For brokers who wish to use an insurer portal, technologies are required that allow sales and service transactions to be completed in real-time, via a portal. Given faster processing times and the automation of routine, brokers will receive faster response; the ease of doing business is therefore improved.

Everyone benefits. The customer will get more accurate quoting and binding, and the policies will be issued quickly. The broker expands his or her power to make decisions, receives quicker response, benefits from the use of a functionally-rich, easy-to-use software system. The insurer better manages workflow, automates routine transactions, enhances service levels to brokers and customers and consistently deals with a variety of underwriting risks.

A SUCCESSFUL OUTCOME

Dealing with competitors and business change is not new to anyone in the insurance world. The threat posed by large insurers with deep resources is significant, but not insurmountable. In fact, the strength of a local presence, gained through years of superior customer service and a wealth of experience and expertise, gives regional insurers a business advantage that is tough to overcome.
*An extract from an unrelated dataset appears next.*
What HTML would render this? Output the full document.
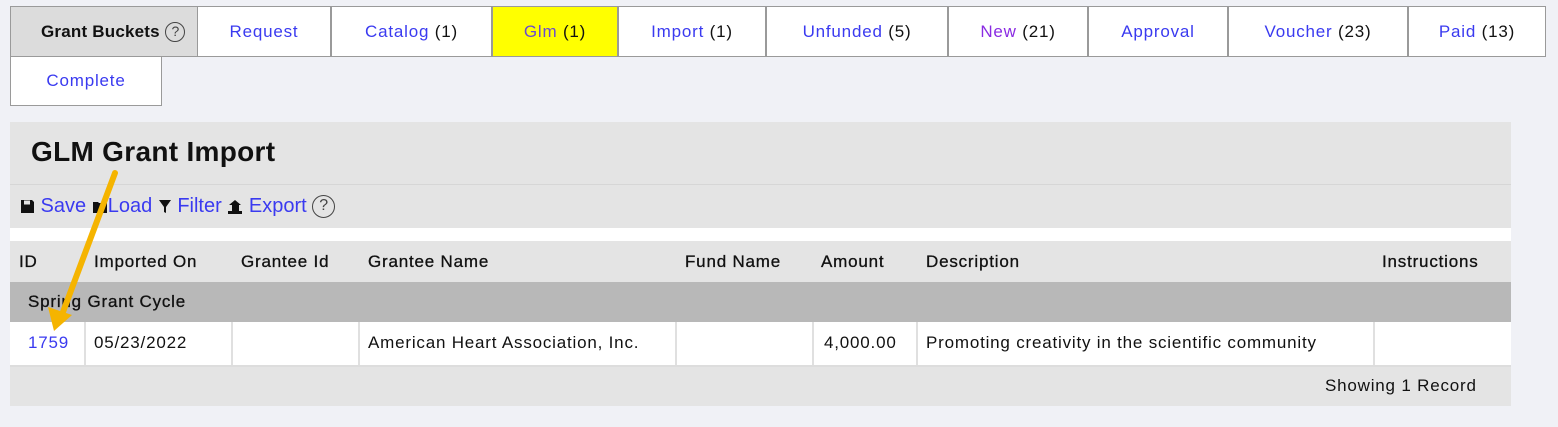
<!DOCTYPE html>
<html><head><meta charset="utf-8"><style>
*{margin:0;padding:0;box-sizing:border-box}
body{width:1558px;height:427px;background:#f0f1f6;font-family:"Liberation Sans",sans-serif;font-size:17px;letter-spacing:0.8px;color:#111;position:relative;overflow:hidden}
.a{position:absolute;white-space:nowrap}
.tab{position:absolute;top:6px;height:51px;border:1px solid #9a9a9a;background:#fff;display:flex;align-items:center;justify-content:center;color:#3a3af0;margin-left:-1px;white-space:nowrap}
.tab b{font-weight:normal;color:#111}
.c{position:absolute;display:flex;align-items:center;white-space:nowrap}
.l{color:#3a3af0}
.q{display:inline-block;width:20px;height:20px;border:1.5px solid #444;border-radius:50%;font-size:14px;text-align:center;line-height:17px;color:#444;letter-spacing:0}
.vl{position:absolute;top:322px;height:43px;width:2px;background:#e0e0e0}
.h{top:252px;-webkit-text-stroke:0.3px #111}
</style></head><body>
<div class="tab" style="left:10px;width:188px;background:#dcdcdc;color:#111;margin-left:0;justify-content:flex-start"><span style="margin-left:30px;font-weight:bold;letter-spacing:0.2px">Grant Buckets</span>&nbsp;<span class="q">?</span></div>
<div class="tab" style="left:198px;width:134px">Request</div>
<div class="tab" style="left:332px;width:161px">Catalog&nbsp;<b>(1)</b></div>
<div class="tab" style="left:493px;width:126px;background:#ffff00;color:#6a4bd0">Glm&nbsp;<b>(1)</b></div>
<div class="tab" style="left:619px;width:148px">Import&nbsp;<b>(1)</b></div>
<div class="tab" style="left:767px;width:182px">Unfunded&nbsp;<b>(5)</b></div>
<div class="tab" style="left:949px;width:140px;color:#8a2be2">New&nbsp;<b>(21)</b></div>
<div class="tab" style="left:1089px;width:140px">Approval</div>
<div class="tab" style="left:1229px;width:180px">Voucher&nbsp;<b>(23)</b></div>
<div class="tab" style="left:1409px;width:138px">Paid&nbsp;<b>(13)</b></div>
<div class="tab" style="left:10px;top:56px;height:50px;width:152px;margin-left:0">Complete</div>

<div class="a" style="left:10px;top:122px;width:1501px;height:63px;background:#e4e4e4;border-bottom:1px solid #d6d6d6"></div>
<div class="a" style="left:31px;top:136px;font-size:28px;font-weight:bold;letter-spacing:0.3px">GLM Grant Import</div>
<div class="a" style="left:10px;top:185px;width:1501px;height:43px;background:#e4e4e4"></div>
<div class="c" style="left:20px;top:194px;height:24px;font-size:20px;letter-spacing:0">
<svg width="15" height="15" viewBox="0 0 15 15"><path d="M1 1h11l2 2v11H1z" fill="#111"/><rect x="4" y="1.5" width="6" height="4" fill="#e4e4e4"/></svg><span class="l">&nbsp;Save&nbsp;</span><svg width="16" height="15" viewBox="0 0 16 15"><path d="M1 3h5l1 1h8v10H1z" fill="#111"/></svg><span class="l">Load&nbsp;</span><svg width="14" height="15" viewBox="0 0 14 15"><path d="M1 1h12L8 8v6l-2-1V8z" fill="#111"/></svg><span class="l">&nbsp;Filter&nbsp;</span><svg width="16" height="16" viewBox="0 0 16 16"><path d="M4 2h7v6h3L8 13 2 8h2z" fill="#111" transform="rotate(180 8 7.5)"/><rect x="1" y="13" width="14" height="3" fill="#111"/></svg><span class="l">&nbsp;Export&nbsp;</span><span class="q" style="width:23px;height:23px;line-height:20px;font-size:16px">?</span></div>
<div class="a" style="left:10px;top:228px;width:1501px;height:13px;background:#fff"></div>
<div class="a" style="left:10px;top:241px;width:1501px;height:41px;background:#e4e4e4"></div>
<div class="a" style="left:10px;top:282px;width:1501px;height:40px;background:#b8b8b8"></div>
<div class="a" style="left:10px;top:322px;width:1501px;height:43px;background:#fff"></div>
<div class="a" style="left:10px;top:365px;width:1501px;height:41px;background:#e4e4e4;border-top:2px solid #ddd"></div>
<div class="vl" style="left:84px"></div><div class="vl" style="left:231px"></div><div class="vl" style="left:358px"></div><div class="vl" style="left:675px"></div><div class="vl" style="left:812px"></div><div class="vl" style="left:916px"></div><div class="vl" style="left:1373px"></div>
<div class="a h" style="left:19px">ID</div>
<div class="a h" style="left:94px">Imported On</div>
<div class="a h" style="left:241px">Grantee Id</div>
<div class="a h" style="left:368px">Grantee Name</div>
<div class="a h" style="left:685px">Fund Name</div>
<div class="a h" style="left:821px">Amount</div>
<div class="a h" style="left:926px">Description</div>
<div class="a h" style="left:1382px">Instructions</div>
<div class="a" style="top:292px;left:28px;-webkit-text-stroke:0.3px #111">Spring Grant Cycle</div>
<div class="a l" style="top:333px;left:28px">1759</div>
<div class="a" style="top:333px;left:94px">05/23/2022</div>
<div class="a" style="top:333px;left:368px">American Heart Association, Inc.</div>
<div class="a" style="top:333px;left:824px">4,000.00</div>
<div class="a" style="top:333px;left:926px">Promoting creativity in the scientific community</div>
<div class="a" style="top:376px;left:1325px">Showing 1 Record</div>
<svg class="a" style="left:0;top:0" width="1558" height="427"><line x1="115" y1="173" x2="63" y2="312" stroke="#f5b400" stroke-width="6" stroke-linecap="round"/><polygon points="54,331 48,307 72,315" fill="#f5b400"/></svg>
</body></html>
To succeed, the broker-insurer relationship needs to be strong. Both groups need to work together and ensure they have compatible goals.

Colin Simpson, the chief operating officer of York Fire and Casualty Insurance, mentioned the solution they installed gave them “100%-accurate point of sale… [T]he underwriting rules are there on the Web-based portal, and what you get is what you see. The broker just keys it in and that is it.”

By investing in their distribution channel, York Fire has successfully automated more than 70% of its personal transactions and paved the way not only for the company to compete, but compete and win.

Technologies and software applications exist that can enhance this relationship and benefit customers through providing “ease of doing business,” lower costs, improved speed and better information flows. Such technologies are cost-effective and user-friendly. Investments and investments made today can pay off in years to come.